#### [GOAL]
Search the material below for the string "components" and extract each line that has it.

#### [DATA SHOWN]

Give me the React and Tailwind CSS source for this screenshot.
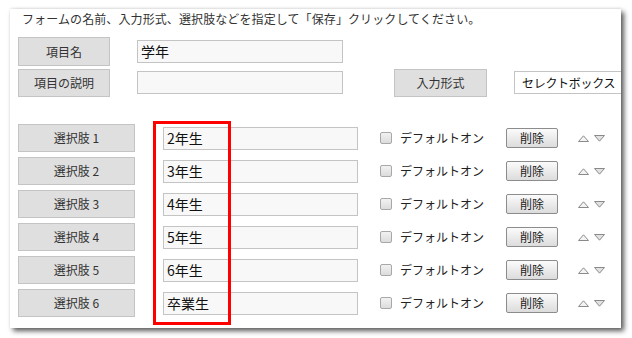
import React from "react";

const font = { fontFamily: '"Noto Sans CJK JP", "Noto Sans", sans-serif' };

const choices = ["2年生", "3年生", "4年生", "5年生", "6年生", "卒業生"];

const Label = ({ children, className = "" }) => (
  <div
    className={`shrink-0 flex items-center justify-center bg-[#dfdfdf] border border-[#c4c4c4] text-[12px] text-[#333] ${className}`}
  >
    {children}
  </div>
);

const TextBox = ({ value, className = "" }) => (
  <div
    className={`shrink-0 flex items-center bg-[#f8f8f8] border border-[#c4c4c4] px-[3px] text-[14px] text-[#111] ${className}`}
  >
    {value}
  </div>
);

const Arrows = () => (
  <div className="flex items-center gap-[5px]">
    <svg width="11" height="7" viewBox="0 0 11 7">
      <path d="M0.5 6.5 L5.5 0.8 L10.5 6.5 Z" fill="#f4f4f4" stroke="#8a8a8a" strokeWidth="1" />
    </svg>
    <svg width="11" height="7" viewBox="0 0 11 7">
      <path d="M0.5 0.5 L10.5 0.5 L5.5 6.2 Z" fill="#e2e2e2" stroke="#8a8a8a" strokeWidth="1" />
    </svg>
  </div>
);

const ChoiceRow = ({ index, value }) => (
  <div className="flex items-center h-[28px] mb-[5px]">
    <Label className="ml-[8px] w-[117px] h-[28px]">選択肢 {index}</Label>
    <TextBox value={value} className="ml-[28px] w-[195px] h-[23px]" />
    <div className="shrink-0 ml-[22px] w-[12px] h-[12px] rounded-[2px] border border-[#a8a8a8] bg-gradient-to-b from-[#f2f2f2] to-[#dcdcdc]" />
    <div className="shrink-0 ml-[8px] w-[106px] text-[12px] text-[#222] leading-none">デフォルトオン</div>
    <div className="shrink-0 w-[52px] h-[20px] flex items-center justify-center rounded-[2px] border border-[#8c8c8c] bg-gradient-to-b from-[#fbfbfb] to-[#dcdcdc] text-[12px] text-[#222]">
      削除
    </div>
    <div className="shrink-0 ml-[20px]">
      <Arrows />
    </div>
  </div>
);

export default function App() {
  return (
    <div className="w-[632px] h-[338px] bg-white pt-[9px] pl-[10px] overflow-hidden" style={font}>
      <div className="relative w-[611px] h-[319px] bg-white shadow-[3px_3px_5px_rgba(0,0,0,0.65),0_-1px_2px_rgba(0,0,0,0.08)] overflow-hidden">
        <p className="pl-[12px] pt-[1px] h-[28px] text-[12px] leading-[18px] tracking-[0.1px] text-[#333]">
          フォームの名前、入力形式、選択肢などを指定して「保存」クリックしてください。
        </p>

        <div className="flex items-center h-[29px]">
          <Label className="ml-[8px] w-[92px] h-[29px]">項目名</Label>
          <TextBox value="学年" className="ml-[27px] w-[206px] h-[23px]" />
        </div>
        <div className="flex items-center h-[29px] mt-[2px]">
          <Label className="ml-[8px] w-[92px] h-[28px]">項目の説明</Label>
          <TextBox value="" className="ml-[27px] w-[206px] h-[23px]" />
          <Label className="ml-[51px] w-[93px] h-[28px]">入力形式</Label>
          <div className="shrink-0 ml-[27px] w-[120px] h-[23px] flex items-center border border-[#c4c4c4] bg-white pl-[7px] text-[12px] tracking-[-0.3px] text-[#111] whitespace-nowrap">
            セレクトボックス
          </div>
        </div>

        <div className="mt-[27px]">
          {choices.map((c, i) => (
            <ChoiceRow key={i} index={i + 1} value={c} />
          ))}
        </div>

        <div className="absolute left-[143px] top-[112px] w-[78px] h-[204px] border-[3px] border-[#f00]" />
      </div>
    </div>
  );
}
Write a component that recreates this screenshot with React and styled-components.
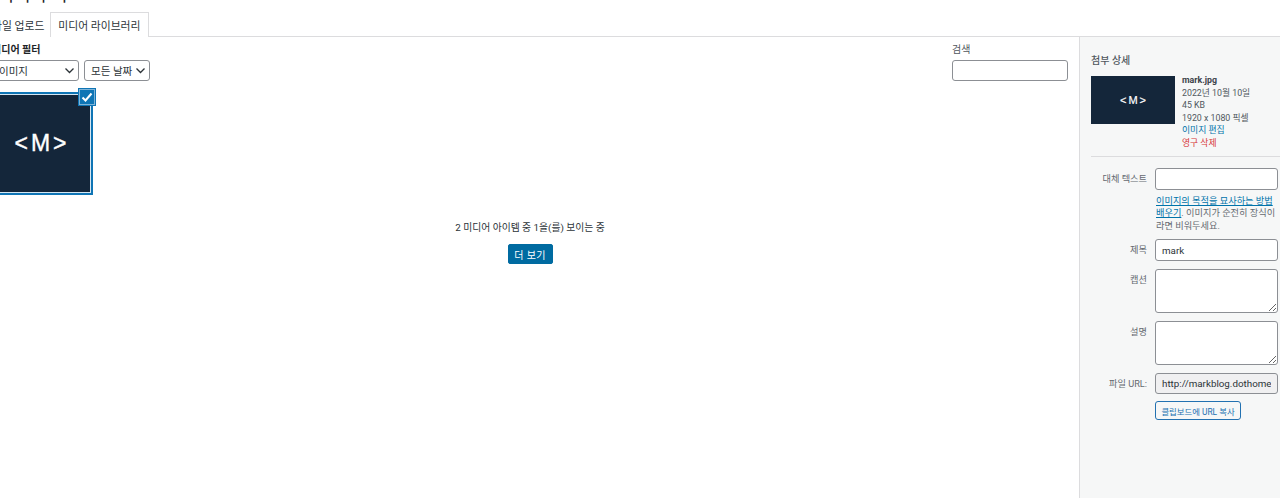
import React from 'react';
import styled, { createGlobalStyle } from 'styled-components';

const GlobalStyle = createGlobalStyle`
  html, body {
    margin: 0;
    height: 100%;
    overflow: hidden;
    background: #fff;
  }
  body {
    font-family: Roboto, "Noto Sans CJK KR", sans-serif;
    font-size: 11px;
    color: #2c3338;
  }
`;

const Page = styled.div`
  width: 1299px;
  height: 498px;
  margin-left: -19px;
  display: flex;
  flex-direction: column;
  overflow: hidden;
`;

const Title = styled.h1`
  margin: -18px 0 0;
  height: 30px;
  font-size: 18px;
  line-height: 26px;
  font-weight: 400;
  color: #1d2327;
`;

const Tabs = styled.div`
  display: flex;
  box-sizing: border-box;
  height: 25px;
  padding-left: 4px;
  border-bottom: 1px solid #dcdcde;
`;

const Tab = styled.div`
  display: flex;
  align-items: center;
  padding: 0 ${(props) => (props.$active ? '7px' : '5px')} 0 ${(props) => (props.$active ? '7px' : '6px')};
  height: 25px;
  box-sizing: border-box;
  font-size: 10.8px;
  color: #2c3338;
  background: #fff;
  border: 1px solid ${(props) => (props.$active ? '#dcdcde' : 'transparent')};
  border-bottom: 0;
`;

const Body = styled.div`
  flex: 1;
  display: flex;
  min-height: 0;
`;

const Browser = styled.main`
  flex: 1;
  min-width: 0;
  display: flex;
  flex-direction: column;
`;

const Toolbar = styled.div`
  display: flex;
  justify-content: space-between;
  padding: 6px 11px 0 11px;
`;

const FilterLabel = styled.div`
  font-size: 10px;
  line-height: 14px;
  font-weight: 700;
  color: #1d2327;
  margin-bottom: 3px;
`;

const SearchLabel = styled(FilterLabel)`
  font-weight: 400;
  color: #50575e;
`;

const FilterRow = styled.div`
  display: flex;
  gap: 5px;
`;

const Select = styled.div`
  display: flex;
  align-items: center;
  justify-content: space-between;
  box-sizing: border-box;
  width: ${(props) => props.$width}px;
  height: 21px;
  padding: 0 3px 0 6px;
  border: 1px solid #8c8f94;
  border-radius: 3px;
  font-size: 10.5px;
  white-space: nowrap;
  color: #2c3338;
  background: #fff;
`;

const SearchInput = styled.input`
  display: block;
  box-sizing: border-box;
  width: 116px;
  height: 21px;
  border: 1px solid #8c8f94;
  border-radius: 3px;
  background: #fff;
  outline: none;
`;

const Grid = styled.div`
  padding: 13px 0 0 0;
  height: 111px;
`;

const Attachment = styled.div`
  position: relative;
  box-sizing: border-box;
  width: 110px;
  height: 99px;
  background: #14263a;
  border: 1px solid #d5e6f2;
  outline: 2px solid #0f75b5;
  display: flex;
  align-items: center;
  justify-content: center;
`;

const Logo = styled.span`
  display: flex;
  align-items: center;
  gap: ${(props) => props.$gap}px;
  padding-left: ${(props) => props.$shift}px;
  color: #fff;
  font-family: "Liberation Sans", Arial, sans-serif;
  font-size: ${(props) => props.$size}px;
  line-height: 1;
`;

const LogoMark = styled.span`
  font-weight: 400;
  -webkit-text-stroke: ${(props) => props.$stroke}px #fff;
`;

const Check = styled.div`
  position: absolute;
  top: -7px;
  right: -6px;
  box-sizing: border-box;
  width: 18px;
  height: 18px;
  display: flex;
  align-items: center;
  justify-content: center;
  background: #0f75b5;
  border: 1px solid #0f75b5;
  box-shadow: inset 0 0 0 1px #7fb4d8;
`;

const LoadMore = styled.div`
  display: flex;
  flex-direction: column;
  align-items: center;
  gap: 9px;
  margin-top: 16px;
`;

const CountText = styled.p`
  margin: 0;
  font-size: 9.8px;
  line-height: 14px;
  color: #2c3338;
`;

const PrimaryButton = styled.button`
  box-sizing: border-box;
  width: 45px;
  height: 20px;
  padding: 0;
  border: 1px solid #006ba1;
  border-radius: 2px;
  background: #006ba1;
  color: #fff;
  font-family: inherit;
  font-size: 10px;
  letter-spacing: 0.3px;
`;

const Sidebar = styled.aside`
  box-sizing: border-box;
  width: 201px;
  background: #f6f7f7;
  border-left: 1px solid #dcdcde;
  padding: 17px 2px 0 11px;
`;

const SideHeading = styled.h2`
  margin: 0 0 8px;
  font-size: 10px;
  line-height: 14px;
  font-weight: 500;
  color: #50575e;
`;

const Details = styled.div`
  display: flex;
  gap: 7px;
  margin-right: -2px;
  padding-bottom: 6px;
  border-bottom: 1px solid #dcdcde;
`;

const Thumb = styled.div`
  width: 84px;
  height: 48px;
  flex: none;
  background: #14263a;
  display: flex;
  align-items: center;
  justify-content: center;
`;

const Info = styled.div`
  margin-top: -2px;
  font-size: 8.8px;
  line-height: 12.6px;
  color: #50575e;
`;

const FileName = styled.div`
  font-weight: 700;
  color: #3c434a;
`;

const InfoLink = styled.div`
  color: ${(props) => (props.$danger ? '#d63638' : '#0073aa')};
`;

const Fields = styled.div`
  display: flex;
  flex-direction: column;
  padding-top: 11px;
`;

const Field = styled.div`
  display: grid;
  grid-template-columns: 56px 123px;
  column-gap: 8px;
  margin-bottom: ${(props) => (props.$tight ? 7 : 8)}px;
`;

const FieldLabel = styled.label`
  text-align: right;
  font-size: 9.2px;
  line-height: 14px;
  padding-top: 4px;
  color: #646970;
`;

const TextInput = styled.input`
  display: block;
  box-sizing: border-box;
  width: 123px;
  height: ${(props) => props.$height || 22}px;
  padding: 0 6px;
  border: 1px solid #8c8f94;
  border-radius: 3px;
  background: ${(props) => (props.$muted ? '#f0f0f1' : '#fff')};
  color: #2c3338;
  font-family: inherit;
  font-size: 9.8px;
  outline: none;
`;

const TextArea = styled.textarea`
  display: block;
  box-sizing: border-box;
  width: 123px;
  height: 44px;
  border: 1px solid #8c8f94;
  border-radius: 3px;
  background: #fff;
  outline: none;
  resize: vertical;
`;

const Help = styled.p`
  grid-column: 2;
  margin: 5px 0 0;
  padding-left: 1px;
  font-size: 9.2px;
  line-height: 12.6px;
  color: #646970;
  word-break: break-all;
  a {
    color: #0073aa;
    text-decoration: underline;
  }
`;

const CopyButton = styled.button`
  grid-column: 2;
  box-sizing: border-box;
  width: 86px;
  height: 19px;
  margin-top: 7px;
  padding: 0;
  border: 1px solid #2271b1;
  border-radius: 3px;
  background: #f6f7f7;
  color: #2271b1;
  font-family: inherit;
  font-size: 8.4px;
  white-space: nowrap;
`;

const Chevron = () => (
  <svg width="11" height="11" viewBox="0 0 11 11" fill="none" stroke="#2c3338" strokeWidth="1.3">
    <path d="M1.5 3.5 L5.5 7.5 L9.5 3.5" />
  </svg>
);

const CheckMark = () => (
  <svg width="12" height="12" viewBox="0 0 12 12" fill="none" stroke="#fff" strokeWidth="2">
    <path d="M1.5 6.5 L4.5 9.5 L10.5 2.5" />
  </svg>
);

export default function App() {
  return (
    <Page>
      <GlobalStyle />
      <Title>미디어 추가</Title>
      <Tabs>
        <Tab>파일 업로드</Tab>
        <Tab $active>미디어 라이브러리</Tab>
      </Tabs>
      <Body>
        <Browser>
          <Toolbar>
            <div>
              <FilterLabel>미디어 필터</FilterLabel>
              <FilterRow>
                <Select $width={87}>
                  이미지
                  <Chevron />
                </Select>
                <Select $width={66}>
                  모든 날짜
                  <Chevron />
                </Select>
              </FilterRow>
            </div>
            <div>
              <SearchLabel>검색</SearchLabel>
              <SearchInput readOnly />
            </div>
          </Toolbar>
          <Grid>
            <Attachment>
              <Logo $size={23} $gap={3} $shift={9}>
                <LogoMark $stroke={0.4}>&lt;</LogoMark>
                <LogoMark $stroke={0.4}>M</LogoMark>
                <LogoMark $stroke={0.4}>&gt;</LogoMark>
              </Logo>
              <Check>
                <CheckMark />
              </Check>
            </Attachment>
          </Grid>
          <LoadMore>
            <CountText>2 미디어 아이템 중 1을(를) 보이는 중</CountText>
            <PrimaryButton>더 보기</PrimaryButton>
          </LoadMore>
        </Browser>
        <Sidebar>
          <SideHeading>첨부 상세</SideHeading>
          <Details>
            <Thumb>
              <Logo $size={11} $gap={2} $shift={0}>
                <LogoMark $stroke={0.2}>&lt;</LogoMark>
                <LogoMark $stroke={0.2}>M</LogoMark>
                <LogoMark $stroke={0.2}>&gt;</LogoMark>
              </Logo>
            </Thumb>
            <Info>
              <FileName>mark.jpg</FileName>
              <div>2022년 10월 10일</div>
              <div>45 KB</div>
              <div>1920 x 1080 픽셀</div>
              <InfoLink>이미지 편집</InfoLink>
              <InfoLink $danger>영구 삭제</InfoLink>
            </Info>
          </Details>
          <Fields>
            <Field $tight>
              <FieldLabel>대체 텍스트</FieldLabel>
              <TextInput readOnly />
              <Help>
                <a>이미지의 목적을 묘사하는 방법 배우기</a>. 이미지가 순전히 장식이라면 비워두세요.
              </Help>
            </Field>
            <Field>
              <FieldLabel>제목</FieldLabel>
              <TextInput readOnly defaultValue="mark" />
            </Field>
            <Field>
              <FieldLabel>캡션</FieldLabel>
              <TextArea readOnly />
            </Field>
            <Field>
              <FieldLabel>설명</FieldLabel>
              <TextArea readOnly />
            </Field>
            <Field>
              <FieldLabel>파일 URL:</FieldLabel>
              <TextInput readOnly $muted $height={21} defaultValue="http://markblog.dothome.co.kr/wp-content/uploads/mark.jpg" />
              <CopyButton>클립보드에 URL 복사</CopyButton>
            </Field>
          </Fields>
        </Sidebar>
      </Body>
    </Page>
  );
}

#### [THE REPLY]
Write a component that recreates this screenshot with React and styled-components.
import styled, { createGlobalStyle } from 'styled-components';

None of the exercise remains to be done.